Fulop told HCV that the city believes the project can be completed for well under $50 million.
“I understand that there are engineering challenges associated with this project, but
if these technical challenges are overcome and sufficient capital becomes available, the presence of a Marion PATH station would benefit the residents of the neighborhood,” Menendez wrote in his March 30th letter to PANYNJ Chair Kevin O’Toole and Executive Director Rick Cotton.
“The addition of a PATH station in the Marion section would provide more access to these residents, as well as to schools and employment. This project would also reduce pedestrian commute time, especially as the city is expected to see a 28% increase in population by 2030.”

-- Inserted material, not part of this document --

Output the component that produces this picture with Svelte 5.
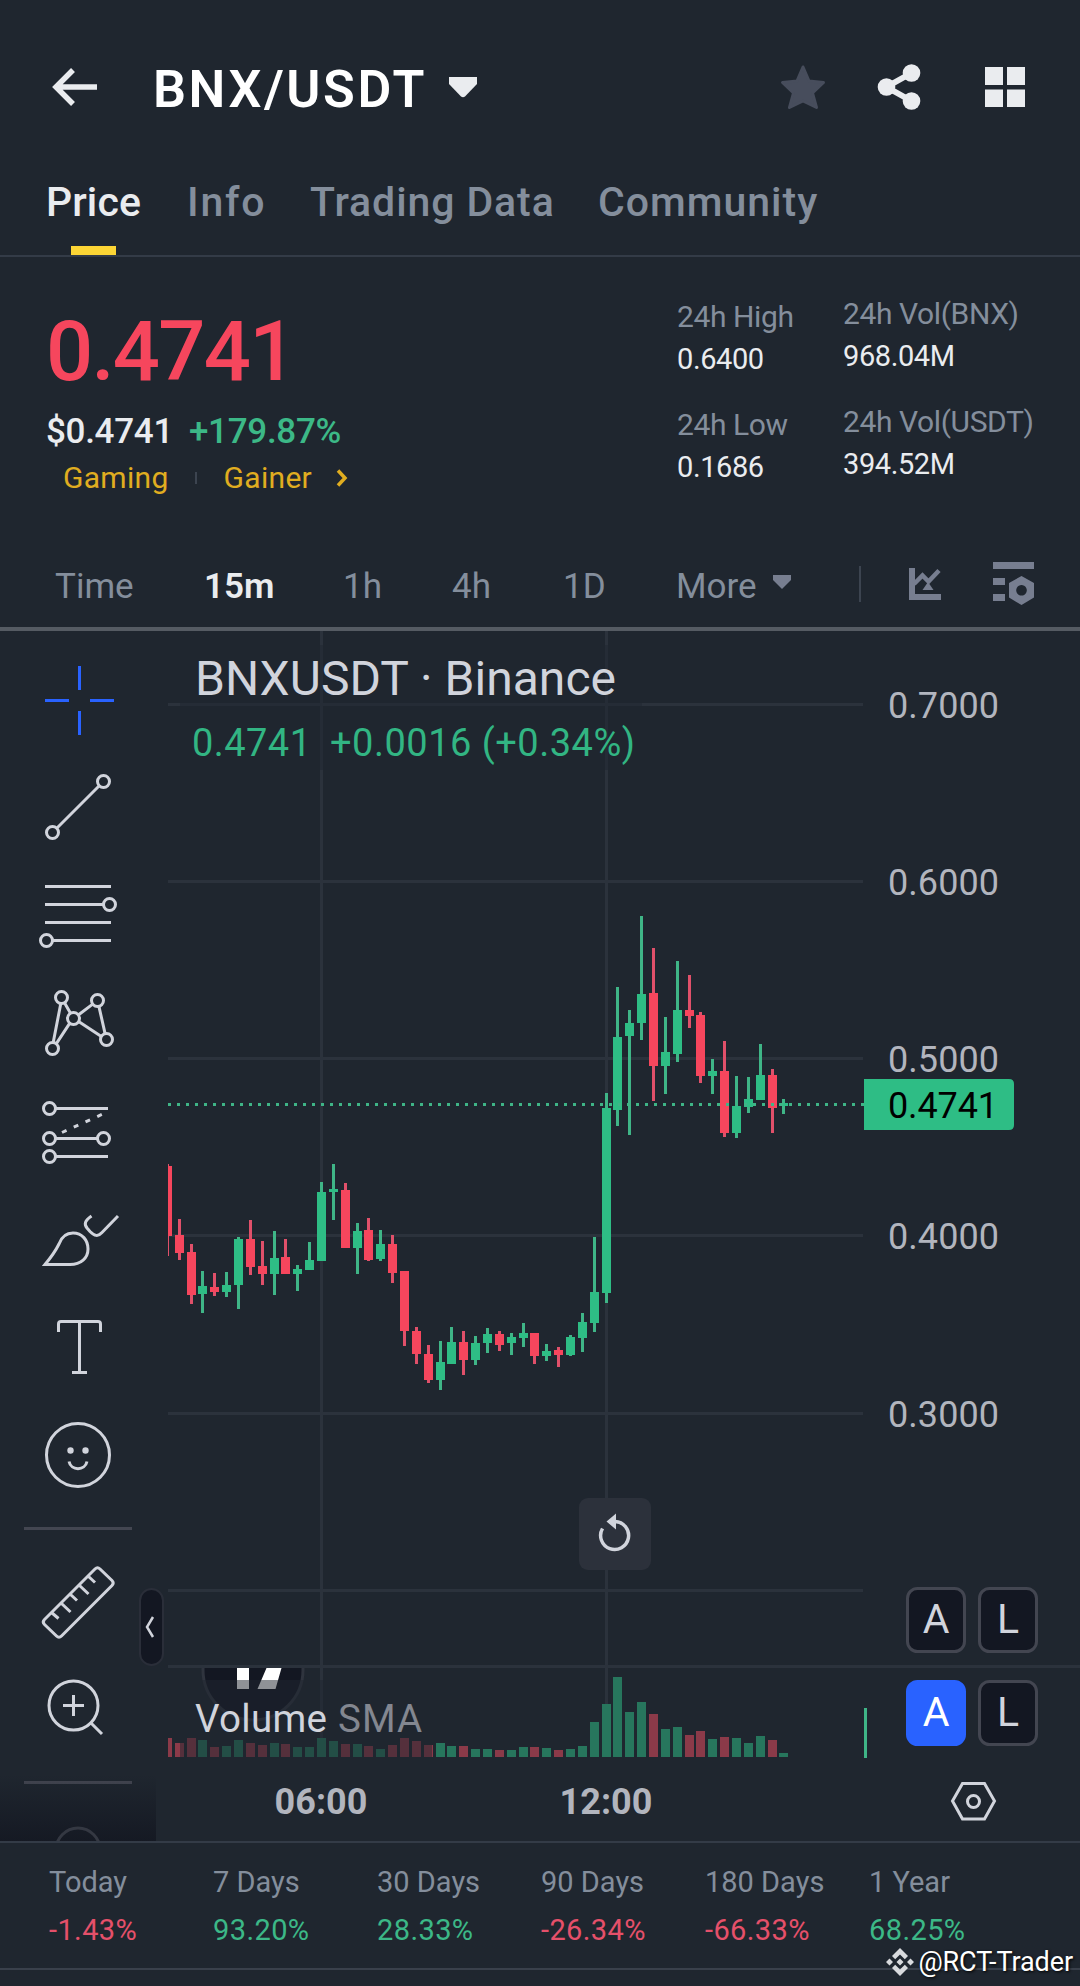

He continued that 26.3 percent of households in that neighborhood do not own a car, so alternative forms of transportation are needed.
His son, Rob Menendez, is an 8th District congressional candidate who was appointed to the Port Authority Board of Commissioners last year.
DeGise touched on some points similar to what Bob Menendez did before noting that huge growth is coming to the western part of Jersey City in an undated letter to O’Toole and Cotton.
“In 2021 alone, nearly 1800 new units are scheduled to come online in Journal Square, with another 13,000 already approved in the pipeline. This combined with the additional traffic created by a renovated Lowes Theater, iconic Pompidou Center, and the expanded county presence in the new Frank J. Guarini Justice Complex, will put the already busy Journal Square PATH stop under incredible strain,” he wrote.
“Combining these factors with the reality of climate change, the Port’s committed to their own carbon footprint and the increased onset of flooding, makes the development of a PATH stop for the Marion neighborhood even more critical. Marion has been identified as a future flood zone.”
The January 2020 feasibility report by Hatch reviewed two sites: the Mana development site at 888 Newark Ave. and the Lanterra Development site at 1072 and 1075 West Side Ave.
“Hatch examined two options for locating the proposed PATH station and platform. The first
option, Option A, seeks to minimize property impacts on Fayette Avenue (located to the south of the ROW). The second option, Option B, expands the ROW into Fayette Avenue in order to minimize impacts to the Waldo Running Track,” the 22-page report says.
“Both options incorporate a station platform capable of accommodating a 10-car PATH train (20 feet by 663 feet). Further analysis will be required on both options in order to understand impacts on signals and communication equipment, site drainage, and additional operational considerations.”